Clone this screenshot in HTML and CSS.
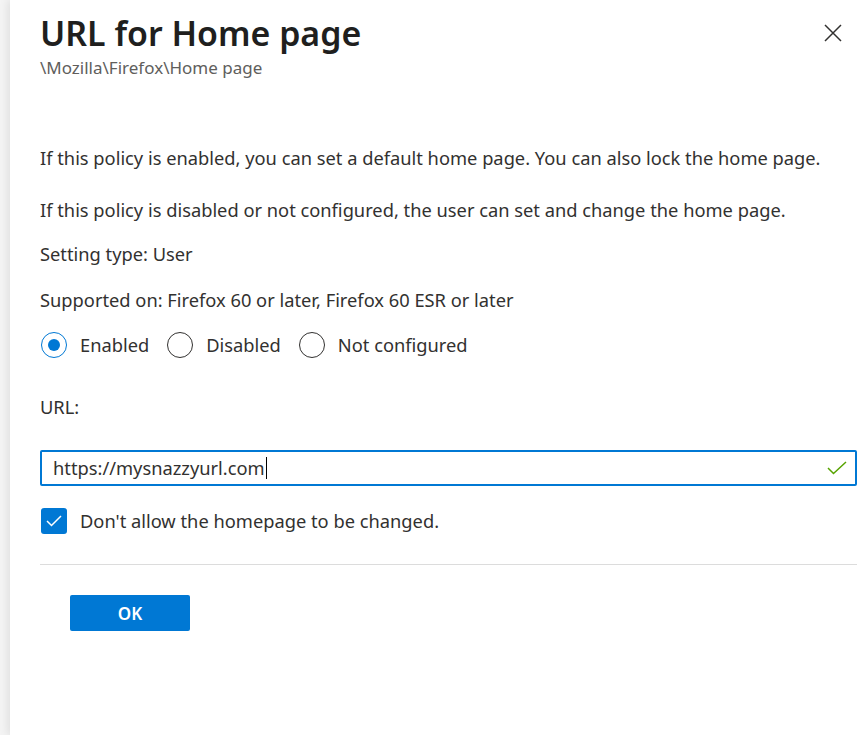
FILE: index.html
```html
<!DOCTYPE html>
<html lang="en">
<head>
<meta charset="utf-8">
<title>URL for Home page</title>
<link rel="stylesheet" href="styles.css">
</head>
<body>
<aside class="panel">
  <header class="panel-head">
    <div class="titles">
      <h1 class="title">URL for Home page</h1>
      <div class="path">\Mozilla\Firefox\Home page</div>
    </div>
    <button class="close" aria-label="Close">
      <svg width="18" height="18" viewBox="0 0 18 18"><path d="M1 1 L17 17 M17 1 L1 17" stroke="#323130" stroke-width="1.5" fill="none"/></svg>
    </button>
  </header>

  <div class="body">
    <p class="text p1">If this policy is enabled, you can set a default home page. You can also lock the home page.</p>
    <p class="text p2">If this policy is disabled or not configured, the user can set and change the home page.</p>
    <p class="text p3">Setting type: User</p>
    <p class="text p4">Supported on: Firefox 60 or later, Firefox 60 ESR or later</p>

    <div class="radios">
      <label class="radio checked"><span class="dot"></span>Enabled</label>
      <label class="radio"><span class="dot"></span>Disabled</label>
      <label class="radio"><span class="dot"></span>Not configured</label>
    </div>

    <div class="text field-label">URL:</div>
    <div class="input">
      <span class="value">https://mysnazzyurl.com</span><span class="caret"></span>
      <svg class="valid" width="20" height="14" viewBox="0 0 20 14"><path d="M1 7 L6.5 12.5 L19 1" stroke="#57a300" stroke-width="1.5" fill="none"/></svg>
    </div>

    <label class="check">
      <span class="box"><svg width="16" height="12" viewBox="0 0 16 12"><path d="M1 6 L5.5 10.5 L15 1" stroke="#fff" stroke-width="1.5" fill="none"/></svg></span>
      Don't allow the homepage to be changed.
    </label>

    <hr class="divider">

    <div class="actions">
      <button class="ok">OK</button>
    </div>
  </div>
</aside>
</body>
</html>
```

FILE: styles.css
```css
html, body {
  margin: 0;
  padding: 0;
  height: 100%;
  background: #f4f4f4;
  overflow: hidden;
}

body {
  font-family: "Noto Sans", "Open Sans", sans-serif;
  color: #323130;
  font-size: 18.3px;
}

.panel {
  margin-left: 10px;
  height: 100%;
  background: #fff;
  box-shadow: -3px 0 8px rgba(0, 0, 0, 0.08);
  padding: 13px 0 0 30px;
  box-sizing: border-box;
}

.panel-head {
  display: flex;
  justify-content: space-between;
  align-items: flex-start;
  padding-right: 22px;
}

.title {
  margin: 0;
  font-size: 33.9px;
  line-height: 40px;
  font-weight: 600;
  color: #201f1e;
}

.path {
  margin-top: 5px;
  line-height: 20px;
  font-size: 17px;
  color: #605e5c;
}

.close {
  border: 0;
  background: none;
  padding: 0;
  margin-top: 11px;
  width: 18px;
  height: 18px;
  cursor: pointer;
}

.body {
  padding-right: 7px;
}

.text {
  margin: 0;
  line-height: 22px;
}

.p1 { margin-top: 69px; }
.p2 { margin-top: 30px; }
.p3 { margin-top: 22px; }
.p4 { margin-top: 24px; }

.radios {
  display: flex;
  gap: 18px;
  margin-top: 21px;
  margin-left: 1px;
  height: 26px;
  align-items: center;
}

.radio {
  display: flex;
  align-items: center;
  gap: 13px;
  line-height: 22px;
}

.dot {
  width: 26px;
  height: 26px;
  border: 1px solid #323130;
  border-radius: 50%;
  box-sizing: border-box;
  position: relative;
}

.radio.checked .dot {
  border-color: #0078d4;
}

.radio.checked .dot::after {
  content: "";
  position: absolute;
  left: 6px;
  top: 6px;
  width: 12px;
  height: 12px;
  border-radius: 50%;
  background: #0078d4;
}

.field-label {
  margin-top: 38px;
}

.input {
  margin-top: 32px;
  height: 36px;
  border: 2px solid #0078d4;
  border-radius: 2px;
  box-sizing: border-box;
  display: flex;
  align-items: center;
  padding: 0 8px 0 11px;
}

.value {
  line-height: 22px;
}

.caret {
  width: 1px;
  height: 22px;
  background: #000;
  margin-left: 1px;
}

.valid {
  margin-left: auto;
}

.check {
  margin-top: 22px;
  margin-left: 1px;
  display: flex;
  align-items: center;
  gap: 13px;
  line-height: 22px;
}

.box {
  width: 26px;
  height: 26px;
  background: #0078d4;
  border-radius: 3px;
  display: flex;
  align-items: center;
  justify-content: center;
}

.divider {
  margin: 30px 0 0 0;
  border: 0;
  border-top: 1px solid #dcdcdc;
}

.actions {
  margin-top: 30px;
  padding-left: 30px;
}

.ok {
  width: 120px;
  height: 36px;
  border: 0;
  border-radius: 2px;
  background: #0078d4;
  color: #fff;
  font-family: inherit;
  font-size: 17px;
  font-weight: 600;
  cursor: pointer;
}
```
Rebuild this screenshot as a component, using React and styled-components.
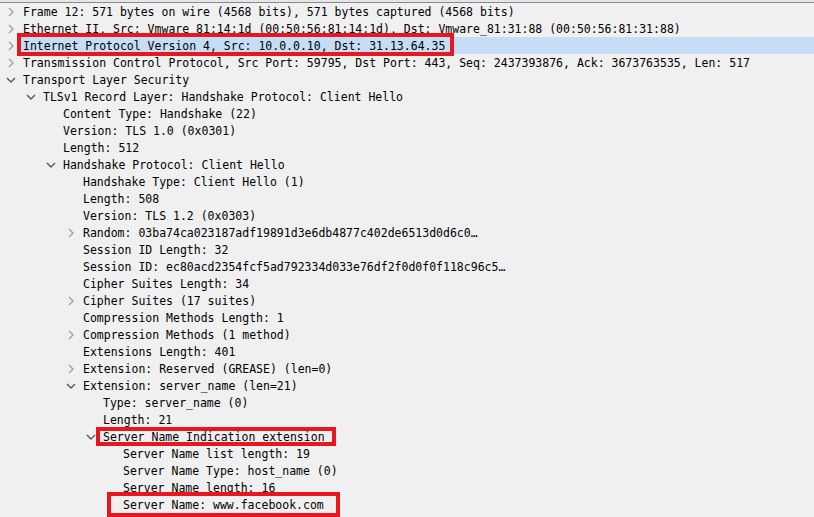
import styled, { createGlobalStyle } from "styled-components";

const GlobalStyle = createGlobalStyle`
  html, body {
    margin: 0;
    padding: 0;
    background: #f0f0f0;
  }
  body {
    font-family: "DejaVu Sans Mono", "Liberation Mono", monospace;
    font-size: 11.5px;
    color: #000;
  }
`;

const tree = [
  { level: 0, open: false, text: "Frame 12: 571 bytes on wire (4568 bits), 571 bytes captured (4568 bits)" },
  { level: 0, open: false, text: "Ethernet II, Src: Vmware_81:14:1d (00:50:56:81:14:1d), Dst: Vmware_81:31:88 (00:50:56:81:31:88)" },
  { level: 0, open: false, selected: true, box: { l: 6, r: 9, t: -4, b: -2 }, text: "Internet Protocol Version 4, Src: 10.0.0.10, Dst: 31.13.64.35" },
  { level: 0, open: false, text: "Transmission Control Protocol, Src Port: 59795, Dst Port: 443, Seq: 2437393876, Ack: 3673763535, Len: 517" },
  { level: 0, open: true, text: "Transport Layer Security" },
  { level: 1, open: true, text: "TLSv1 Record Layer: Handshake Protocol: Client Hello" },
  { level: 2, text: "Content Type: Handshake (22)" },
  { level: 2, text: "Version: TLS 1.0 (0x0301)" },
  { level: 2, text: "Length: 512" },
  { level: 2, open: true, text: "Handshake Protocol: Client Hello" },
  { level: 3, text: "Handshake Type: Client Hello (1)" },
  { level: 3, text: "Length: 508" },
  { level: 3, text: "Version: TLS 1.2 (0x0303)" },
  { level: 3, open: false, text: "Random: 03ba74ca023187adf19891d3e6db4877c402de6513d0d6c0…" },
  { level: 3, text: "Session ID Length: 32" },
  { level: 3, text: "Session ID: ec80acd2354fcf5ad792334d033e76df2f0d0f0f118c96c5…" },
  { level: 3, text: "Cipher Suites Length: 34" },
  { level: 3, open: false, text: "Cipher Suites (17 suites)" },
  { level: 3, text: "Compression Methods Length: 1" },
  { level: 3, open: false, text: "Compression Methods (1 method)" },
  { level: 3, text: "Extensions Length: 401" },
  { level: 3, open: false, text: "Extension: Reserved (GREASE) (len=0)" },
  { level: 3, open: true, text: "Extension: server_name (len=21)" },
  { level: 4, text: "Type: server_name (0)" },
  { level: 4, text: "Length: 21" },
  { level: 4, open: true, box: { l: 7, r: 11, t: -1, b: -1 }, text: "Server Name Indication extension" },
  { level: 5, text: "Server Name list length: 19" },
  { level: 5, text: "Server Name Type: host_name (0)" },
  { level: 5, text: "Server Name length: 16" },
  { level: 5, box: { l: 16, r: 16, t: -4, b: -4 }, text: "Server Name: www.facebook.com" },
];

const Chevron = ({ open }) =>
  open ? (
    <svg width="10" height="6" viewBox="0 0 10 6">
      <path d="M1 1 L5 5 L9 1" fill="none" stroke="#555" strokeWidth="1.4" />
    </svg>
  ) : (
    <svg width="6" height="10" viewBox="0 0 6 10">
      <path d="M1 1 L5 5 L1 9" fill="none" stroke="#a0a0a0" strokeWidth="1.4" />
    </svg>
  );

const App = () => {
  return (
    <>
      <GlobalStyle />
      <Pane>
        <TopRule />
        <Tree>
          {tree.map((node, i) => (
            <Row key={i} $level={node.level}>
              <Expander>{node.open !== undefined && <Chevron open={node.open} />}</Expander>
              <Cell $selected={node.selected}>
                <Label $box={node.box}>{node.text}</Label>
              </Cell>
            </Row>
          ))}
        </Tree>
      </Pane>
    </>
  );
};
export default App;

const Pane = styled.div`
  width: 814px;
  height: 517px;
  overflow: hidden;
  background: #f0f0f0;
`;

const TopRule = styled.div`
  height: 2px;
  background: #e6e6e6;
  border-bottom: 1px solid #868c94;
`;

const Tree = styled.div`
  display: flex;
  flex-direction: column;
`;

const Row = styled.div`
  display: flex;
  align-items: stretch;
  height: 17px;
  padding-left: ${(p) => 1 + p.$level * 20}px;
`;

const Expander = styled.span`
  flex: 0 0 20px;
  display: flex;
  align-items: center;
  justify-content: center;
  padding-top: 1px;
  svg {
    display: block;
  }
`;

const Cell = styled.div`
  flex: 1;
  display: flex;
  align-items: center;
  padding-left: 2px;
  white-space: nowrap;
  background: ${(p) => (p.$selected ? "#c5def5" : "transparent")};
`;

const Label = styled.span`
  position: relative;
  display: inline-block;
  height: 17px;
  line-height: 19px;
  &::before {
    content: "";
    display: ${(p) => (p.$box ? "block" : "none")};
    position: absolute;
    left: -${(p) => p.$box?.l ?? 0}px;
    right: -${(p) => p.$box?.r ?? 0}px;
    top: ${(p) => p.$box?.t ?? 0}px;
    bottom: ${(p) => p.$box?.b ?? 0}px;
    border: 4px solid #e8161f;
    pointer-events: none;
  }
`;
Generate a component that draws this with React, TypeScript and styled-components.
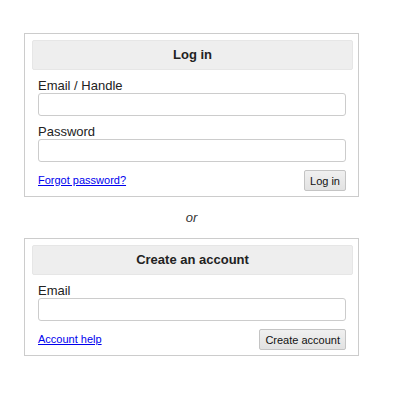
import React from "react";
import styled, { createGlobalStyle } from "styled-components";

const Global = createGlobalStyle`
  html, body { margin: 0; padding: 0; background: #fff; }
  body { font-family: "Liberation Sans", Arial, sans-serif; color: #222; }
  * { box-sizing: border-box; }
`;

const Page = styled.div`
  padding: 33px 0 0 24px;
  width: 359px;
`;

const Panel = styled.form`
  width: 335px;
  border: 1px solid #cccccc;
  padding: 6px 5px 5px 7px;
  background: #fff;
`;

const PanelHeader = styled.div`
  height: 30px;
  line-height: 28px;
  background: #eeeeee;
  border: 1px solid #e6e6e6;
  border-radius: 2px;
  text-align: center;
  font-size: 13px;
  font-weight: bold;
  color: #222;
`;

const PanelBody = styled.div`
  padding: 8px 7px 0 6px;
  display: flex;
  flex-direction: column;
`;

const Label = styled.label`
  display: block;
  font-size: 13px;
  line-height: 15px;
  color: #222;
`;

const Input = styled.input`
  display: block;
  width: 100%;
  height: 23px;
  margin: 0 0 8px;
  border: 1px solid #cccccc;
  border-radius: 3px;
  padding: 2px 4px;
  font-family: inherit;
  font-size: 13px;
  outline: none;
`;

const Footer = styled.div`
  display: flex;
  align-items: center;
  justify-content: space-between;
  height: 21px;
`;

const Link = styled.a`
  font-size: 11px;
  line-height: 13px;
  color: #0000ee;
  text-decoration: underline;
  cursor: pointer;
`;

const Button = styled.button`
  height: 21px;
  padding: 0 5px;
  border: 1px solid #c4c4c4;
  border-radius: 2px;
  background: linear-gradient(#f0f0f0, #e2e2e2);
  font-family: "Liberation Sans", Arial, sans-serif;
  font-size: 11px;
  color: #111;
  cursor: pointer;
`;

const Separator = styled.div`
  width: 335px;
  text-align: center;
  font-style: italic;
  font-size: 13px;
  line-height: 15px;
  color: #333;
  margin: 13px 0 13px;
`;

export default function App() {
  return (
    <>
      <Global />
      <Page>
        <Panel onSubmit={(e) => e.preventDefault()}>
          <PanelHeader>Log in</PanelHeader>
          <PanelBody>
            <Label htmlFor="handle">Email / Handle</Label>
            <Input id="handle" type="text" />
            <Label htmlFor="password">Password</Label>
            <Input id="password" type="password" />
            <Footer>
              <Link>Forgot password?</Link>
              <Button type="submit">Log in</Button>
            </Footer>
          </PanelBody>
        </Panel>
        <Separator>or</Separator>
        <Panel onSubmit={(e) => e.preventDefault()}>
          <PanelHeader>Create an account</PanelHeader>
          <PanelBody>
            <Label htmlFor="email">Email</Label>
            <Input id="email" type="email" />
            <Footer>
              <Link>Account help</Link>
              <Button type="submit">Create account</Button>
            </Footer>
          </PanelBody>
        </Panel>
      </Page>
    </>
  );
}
....
TO DO: Return all lines with the word "screenshot" in them.

ANSWER TO THE TASK:
Clone this screenshot in HTML and CSS.
Rebuild this screenshot as a component, using React and styled-components.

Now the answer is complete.